His eyes flicked to mine at that, unreadable for a second. Then he looked away, focused on unwrapping a bandage. “You don’t have to anymore.”
The words were quiet, but they landed like they meant something.
He smoothed it over the cut, then stood up and tossed the wrappers into the trash. I wiggled my toes experimentally and leaned back with a sigh.
“Webb?”
“Yeah?”
“Thanks. For the fire, the medical attention, the weird raccoon jokes. All of it.” It was a lame list, but right now, it all meant the world to me.
He gave me a soft nod, leaning against the table now. “You’re welcome, you little maniac.”
The silence that followed wasn’t heavy, it felt like something settled into place. Something solid.
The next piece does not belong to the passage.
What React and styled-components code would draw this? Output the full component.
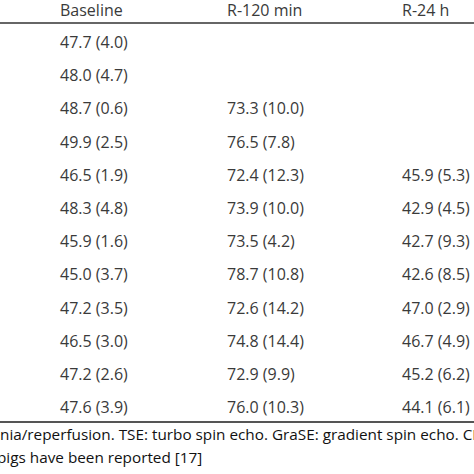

And just before I drifted off where I sat, my ankle wrapped and my guard finally lowered, I thought maybe this cabin wasn’t the end of the line. Perhaps it was the start of something else—a new Gabby.
Chapter Ten
Gabby
The morning began with a deceptively peaceful calm—birds chirping cheerfully, the sun climbing over the trees, and a soft breeze drifting through the branches like Mother Nature was trying to convince me she hadn’t just tried to kill me with bugs and emotional trauma the night before.
I stepped out of the cabin in flip-flops, the only thing I had to hand that didn’t involve laces or a full commitment to life. I was still half-asleep, my hair up in a lopsided bun, and wearing an old, oversized T-shirt and the expression of a woman who just needed to pee and not die doing it.
The outhouse was thirty feet away, which was an easy distance until the bushes rustled.
I froze mid-step, both flip-flops immediately trying to flee in opposite directions like traitorous sandals with no regard for survival.
“Oh, hell no,” I muttered, scanning the undergrowth like it wasJurassic Park. “No one talks about this part when they say nature’s healing. This is how people die in flip-flops.”